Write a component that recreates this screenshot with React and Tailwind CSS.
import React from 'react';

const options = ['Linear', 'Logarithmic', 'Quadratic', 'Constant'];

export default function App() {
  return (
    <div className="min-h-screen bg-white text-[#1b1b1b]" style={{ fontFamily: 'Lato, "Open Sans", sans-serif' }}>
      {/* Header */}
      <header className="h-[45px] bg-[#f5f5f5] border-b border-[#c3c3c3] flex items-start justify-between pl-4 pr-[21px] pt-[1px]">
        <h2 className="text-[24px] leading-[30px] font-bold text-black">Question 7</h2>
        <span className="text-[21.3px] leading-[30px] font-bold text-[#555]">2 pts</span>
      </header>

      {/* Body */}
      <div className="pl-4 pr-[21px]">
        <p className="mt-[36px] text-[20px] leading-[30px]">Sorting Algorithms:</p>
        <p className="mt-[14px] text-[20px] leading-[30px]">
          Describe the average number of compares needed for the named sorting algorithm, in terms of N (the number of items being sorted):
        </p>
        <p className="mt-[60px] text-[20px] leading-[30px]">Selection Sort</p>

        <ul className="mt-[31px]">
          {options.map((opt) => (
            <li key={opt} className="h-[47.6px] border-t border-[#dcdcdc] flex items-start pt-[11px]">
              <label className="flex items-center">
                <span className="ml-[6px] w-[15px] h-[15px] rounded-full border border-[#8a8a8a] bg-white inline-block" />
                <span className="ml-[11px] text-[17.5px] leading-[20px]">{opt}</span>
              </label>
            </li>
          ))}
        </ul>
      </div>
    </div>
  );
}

• [Goal] Each line holding "React" must be found and copied.

• [Response to the exercise]
Write a component that recreates this screenshot with React and Tailwind CSS.
import React from 'react';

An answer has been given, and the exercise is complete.